When I was 13 I had a cyst burst on my left ovary and was diagnosed with polycystic ovaries. Unfortunately, that diagnosis followed me throughout my journey; doctors would repeatedly tell me that the cause of my pain was my polycystic ovaries. Over the years, the pain worsened and I was advised to try the pill and take ibuprofen. I once mentioned that I couldn’t cope with the pain anymore and the doctor assumed I was depressed and told me to start antidepressants.
Eventually I saw a doctor who was fantastic and really listened to me. As soon as she heard my story, she asked me if I’d ever heard of endometriosis, and immediately referred me to a gynaecologist. Sadly, that gynaecologist, was dismissive and told me my symptoms were probably due to polycystic ovaries. She agreed to do a laparoscopy since “that’s what the GP is pushing for”, but it was like I was an inconvenience to her. I left feeling drained.
"My surgeon said my insides were unrecognisable"
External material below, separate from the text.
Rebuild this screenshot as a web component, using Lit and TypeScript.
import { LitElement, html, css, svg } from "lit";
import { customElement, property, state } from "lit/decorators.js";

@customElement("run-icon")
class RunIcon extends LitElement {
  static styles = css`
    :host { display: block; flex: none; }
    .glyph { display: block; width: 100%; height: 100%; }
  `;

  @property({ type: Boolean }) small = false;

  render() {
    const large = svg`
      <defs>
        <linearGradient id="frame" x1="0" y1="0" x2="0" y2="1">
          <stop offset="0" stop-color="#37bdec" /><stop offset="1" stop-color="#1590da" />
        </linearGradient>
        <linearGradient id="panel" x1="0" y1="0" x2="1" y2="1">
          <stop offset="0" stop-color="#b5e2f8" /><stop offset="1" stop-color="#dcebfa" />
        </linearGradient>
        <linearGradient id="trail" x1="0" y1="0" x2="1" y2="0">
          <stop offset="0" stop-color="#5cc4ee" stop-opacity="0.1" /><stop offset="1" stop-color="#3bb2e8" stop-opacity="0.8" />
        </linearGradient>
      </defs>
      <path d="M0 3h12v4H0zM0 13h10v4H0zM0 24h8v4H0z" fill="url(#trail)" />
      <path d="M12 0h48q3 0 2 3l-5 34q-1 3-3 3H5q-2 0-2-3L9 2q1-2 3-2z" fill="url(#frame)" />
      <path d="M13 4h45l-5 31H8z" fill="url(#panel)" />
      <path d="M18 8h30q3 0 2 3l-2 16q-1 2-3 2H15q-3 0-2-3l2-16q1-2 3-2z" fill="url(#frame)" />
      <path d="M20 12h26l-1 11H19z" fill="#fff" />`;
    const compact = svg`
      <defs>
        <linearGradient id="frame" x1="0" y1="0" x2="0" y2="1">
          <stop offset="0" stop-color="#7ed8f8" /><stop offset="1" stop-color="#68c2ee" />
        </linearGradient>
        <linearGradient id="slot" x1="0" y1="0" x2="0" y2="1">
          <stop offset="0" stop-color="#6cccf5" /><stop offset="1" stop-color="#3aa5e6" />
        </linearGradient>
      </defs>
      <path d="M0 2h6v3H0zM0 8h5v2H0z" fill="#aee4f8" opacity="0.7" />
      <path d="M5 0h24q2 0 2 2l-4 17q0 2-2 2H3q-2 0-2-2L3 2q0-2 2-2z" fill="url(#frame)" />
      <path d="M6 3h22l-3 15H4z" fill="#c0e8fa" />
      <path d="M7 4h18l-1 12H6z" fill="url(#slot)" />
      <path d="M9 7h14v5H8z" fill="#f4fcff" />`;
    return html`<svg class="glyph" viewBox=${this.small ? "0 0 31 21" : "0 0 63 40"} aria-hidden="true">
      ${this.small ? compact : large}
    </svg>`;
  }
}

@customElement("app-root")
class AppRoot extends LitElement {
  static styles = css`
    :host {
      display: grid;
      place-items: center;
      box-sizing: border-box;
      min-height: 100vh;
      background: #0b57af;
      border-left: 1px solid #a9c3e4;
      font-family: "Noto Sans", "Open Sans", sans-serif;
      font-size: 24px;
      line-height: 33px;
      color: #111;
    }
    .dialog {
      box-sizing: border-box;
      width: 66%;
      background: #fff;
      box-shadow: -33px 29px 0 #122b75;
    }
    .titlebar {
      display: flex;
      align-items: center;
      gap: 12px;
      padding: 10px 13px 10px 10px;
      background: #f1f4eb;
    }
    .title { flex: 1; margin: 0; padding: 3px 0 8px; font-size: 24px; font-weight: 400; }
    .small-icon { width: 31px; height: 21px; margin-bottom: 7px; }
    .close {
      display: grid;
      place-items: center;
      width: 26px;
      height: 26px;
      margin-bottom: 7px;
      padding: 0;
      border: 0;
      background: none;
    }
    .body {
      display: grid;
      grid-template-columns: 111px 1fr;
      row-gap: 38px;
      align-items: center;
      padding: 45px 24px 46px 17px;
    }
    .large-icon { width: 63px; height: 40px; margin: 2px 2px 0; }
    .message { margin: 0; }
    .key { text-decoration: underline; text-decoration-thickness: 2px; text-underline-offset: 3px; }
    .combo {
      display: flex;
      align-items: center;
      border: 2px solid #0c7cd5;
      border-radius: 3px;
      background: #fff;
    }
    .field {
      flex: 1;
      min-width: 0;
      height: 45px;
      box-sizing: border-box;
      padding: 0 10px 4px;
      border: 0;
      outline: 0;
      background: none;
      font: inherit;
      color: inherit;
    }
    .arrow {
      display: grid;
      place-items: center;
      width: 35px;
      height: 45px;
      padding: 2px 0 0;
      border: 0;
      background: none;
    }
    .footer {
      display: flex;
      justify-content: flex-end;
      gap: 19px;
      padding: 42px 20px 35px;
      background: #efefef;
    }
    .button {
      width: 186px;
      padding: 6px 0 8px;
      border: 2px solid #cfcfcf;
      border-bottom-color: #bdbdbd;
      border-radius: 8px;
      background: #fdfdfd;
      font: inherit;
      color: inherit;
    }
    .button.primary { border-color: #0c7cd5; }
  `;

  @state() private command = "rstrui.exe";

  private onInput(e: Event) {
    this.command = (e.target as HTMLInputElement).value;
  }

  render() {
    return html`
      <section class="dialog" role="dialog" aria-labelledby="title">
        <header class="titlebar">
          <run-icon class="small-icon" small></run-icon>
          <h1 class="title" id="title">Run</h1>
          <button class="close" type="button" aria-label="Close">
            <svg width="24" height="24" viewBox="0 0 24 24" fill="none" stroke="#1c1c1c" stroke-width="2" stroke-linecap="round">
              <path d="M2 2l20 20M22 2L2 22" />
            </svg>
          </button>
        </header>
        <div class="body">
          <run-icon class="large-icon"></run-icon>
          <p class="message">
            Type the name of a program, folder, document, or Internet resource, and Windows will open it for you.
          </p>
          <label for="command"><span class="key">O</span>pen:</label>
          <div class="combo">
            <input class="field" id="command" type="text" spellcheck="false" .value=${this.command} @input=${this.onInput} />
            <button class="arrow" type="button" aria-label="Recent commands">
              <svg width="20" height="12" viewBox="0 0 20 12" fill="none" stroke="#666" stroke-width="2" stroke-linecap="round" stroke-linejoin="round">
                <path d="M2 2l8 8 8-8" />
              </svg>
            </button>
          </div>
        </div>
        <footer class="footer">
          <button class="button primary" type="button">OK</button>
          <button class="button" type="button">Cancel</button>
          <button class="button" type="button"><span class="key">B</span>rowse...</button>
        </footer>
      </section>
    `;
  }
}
She carried out the surgery and did find endometriosis, although just a small amount, attaching my uterus to my bowel. I was 19 when I got my diagnosis. Even though she had diagnosed me, she suggested my pain was in my head since she’d only found a small amount; in her mind, I shouldn’t have been in that much pain.
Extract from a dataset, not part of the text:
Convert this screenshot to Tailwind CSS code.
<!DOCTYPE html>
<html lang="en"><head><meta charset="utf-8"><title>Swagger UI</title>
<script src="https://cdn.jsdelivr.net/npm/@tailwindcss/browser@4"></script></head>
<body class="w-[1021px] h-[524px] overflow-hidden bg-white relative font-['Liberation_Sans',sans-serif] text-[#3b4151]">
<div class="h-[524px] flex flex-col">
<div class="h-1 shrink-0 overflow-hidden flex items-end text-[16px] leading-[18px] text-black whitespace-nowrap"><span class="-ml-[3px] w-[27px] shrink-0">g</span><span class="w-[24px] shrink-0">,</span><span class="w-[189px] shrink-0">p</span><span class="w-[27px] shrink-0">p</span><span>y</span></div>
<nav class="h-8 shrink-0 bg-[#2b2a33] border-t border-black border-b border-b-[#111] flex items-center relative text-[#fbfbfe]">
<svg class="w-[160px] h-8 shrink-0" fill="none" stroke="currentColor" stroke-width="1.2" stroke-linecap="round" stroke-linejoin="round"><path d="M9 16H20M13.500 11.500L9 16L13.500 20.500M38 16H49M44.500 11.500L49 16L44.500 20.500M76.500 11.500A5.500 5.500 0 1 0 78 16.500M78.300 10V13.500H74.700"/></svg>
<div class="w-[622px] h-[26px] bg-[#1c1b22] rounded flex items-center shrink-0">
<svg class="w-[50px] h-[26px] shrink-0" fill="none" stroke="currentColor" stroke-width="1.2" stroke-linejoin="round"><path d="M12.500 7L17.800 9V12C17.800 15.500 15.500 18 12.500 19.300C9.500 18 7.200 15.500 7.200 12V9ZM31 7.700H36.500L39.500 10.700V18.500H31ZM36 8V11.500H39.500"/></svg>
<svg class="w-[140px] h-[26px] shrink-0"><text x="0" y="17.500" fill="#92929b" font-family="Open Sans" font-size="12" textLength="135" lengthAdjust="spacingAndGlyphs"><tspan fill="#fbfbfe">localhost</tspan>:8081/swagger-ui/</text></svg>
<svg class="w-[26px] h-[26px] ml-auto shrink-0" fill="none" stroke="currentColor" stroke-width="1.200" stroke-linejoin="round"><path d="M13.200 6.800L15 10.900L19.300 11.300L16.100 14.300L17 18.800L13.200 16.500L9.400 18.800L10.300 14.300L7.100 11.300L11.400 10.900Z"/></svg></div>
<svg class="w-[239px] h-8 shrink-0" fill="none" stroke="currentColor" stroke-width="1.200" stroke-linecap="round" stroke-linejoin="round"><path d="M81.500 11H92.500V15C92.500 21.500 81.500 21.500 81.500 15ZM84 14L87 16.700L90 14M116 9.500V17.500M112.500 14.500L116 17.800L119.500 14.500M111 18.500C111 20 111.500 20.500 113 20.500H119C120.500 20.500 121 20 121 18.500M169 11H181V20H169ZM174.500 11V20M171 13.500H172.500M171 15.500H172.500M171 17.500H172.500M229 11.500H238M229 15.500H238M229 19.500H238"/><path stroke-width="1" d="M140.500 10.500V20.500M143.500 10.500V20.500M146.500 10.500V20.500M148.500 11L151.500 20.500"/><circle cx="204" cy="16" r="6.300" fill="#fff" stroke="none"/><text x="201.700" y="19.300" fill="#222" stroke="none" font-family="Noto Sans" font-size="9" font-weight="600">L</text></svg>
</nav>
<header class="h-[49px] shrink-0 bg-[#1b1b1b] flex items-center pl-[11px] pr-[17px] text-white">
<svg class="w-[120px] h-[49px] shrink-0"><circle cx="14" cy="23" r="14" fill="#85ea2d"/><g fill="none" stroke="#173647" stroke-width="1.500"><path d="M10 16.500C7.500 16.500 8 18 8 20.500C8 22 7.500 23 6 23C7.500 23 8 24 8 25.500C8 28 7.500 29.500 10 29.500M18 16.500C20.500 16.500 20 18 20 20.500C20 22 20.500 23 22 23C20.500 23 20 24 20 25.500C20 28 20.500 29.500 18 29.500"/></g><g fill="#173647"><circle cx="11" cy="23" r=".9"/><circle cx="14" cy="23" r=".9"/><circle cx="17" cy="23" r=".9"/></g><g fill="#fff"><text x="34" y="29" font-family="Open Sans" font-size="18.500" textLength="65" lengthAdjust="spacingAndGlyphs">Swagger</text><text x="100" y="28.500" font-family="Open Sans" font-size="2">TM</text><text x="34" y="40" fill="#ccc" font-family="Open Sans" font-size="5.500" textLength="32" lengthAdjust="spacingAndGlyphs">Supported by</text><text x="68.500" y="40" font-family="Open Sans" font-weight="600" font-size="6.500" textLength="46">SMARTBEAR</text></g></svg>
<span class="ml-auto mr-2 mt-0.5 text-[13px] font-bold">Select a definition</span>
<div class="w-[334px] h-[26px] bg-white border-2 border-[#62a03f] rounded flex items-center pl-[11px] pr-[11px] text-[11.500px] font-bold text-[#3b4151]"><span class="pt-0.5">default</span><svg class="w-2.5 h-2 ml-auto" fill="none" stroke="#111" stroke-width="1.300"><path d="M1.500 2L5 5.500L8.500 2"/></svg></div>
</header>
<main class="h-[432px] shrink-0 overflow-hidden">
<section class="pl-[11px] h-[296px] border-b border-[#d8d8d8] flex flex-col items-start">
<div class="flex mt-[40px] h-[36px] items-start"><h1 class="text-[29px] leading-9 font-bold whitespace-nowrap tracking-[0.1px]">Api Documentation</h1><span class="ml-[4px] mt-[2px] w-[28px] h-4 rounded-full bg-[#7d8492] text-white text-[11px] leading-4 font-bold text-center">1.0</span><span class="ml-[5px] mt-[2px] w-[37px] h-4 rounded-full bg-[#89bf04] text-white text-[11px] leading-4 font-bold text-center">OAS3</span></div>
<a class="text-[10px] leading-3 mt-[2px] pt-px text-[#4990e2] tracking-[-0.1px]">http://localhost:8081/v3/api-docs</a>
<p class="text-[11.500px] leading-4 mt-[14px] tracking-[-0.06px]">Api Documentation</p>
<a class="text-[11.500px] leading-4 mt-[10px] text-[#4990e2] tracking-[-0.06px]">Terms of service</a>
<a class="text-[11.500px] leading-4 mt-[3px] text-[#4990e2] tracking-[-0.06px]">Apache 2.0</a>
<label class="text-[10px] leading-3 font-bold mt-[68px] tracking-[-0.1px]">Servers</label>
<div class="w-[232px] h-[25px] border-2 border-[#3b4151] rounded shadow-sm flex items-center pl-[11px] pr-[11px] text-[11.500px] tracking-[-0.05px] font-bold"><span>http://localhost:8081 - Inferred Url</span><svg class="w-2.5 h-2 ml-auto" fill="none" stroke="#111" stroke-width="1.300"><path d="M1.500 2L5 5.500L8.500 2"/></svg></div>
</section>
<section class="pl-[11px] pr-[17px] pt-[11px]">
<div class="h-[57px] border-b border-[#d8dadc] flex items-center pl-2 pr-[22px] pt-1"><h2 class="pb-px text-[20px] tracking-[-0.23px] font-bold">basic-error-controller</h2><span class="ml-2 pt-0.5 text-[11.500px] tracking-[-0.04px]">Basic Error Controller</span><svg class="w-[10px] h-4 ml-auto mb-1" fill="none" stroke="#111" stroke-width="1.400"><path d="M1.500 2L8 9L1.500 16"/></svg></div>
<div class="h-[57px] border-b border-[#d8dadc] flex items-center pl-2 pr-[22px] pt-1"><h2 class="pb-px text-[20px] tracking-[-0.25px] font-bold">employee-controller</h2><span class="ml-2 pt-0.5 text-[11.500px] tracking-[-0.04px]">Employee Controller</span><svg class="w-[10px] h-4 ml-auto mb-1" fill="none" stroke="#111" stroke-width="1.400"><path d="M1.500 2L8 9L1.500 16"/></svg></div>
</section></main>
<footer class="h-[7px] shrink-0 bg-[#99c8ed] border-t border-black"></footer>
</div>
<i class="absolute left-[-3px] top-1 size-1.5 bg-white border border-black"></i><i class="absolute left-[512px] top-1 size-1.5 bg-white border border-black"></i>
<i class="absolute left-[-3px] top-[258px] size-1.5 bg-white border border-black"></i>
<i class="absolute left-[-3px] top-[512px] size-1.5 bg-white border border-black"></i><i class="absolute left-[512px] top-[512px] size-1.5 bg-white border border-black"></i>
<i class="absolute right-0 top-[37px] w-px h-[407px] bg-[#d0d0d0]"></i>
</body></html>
18 months later I saw a second gynaecologist. He sent me for an MRI which showed endometriosis filling up my pouch of Douglas, so I underwent my first excision surgery. Endometriosis was found throughout my pelvis; surgeons told me it was the worst case they’d ever seen. My bowel surgeon said my insides were unrecognisable. It’s possible that there was a lot more endometriosis during my previous surgery than had been found or reported. It was a really bittersweet moment – I finally had answers.
I had some relief for about two months following surgery but then my pain worsened and I became bedbound again. In January 2021 I had further surgery, but I still live with a lot of pain so I'm continuing to see specialists.
What I’ve learnt
The journey with endometriosis is hard and lonely. The biggest problem is the lack of education or support. People can make you really doubt yourself. Some doctors will look at your notes rather than looking at you as a person. Others might project their own experiences of what pain is onto you. I’ve been told I’m too young to be in so much pain. When I was diagnosed I wasn’t given any information at all, and I’ve had to do my own research and equip myself with the knowledge and information I need.
That said, I’ve luckily been able to find people who will listen. My GP is fantastic; I wouldn’t be here without her support. I also have an endometriosis support page on Instagram which has been a lifesaver for me. I’ve made so many friends across the world, but the sad thing is that every one of them has the same story as me. Through my page I want to spread positivity and let women to know that there are other people going through exactly the same thing as them; that they’re not alone.